[Exercise prompt]
Write out the data again exactly, skipping every picture.

[Material provided]
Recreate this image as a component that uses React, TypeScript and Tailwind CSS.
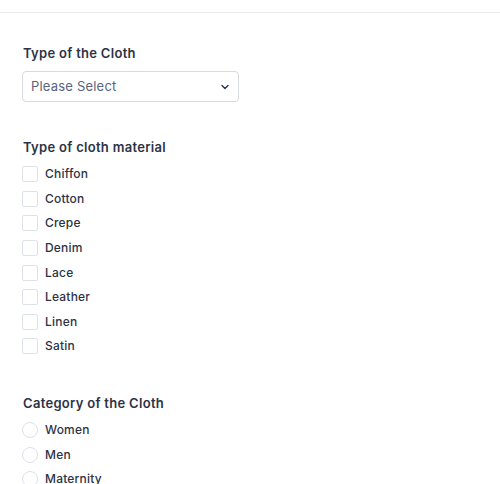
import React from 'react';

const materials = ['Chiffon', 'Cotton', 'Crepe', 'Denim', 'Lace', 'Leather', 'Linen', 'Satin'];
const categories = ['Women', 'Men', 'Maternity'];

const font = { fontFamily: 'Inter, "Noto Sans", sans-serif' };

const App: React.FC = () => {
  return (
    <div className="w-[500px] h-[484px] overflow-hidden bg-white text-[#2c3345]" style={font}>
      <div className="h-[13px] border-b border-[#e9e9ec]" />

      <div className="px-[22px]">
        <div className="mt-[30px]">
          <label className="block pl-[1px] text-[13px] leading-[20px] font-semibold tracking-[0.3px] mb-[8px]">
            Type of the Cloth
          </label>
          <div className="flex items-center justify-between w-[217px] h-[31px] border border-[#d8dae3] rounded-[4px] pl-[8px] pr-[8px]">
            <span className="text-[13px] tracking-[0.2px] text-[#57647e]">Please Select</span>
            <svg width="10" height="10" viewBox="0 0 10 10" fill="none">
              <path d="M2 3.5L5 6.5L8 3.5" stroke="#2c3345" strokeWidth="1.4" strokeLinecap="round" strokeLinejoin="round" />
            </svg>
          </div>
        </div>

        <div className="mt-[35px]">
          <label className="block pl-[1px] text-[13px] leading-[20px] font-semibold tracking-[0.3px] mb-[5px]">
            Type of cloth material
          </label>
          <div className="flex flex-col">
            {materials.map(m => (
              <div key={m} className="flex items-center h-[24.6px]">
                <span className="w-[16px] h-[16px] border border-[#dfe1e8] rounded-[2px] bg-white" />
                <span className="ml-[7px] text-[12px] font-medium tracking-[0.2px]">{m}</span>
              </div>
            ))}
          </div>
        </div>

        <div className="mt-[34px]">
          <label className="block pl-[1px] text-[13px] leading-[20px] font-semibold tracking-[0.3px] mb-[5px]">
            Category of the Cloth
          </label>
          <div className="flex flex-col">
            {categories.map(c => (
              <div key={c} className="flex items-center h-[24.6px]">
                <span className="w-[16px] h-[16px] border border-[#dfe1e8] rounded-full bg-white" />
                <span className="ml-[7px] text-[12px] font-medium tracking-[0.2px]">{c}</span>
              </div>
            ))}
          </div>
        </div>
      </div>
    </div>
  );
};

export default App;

[Reply]
Recreate this image as a component that uses React, TypeScript and Tailwind CSS.
import React from 'react';

const materials = ['Chiffon', 'Cotton', 'Crepe', 'Denim', 'Lace', 'Leather', 'Linen', 'Satin'];
const categories = ['Women', 'Men', 'Maternity'];

const font = { fontFamily: 'Inter, "Noto Sans", sans-serif' };

const App: React.FC = () => {
  return (
    <div className="w-[500px] h-[484px] overflow-hidden bg-white text-[#2c3345]" style={font}>
      <div className="h-[13px] border-b border-[#e9e9ec]" />

      <div className="px-[22px]">
        <div className="mt-[30px]">
          <label className="block pl-[1px] text-[13px] leading-[20px] font-semibold tracking-[0.3px] mb-[8px]">
            Type of the Cloth
          </label>
          <div className="flex items-center justify-between w-[217px] h-[31px] border border-[#d8dae3] rounded-[4px] pl-[8px] pr-[8px]">
            <span className="text-[13px] tracking-[0.2px] text-[#57647e]">Please Select</span>
            <svg width="10" height="10" viewBox="0 0 10 10" fill="none">
              <path d="M2 3.5L5 6.5L8 3.5" stroke="#2c3345" strokeWidth="1.4" strokeLinecap="round" strokeLinejoin="round" />
            </svg>
          </div>
        </div>

        <div className="mt-[35px]">
          <label className="block pl-[1px] text-[13px] leading-[20px] font-semibold tracking-[0.3px] mb-[5px]">
            Type of cloth material
          </label>
          <div className="flex flex-col">
            {materials.map(m => (
              <div key={m} className="flex items-center h-[24.6px]">
                <span className="w-[16px] h-[16px] border border-[#dfe1e8] rounded-[2px] bg-white" />
                <span className="ml-[7px] text-[12px] font-medium tracking-[0.2px]">{m}</span>
              </div>
            ))}
          </div>
        </div>

        <div className="mt-[34px]">
          <label className="block pl-[1px] text-[13px] leading-[20px] font-semibold tracking-[0.3px] mb-[5px]">
            Category of the Cloth
          </label>
          <div className="flex flex-col">
            {categories.map(c => (
              <div key={c} className="flex items-center h-[24.6px]">
                <span className="w-[16px] h-[16px] border border-[#dfe1e8] rounded-full bg-white" />
                <span className="ml-[7px] text-[12px] font-medium tracking-[0.2px]">{c}</span>
              </div>
            ))}
          </div>
        </div>
      </div>
    </div>
  );
};

export default App;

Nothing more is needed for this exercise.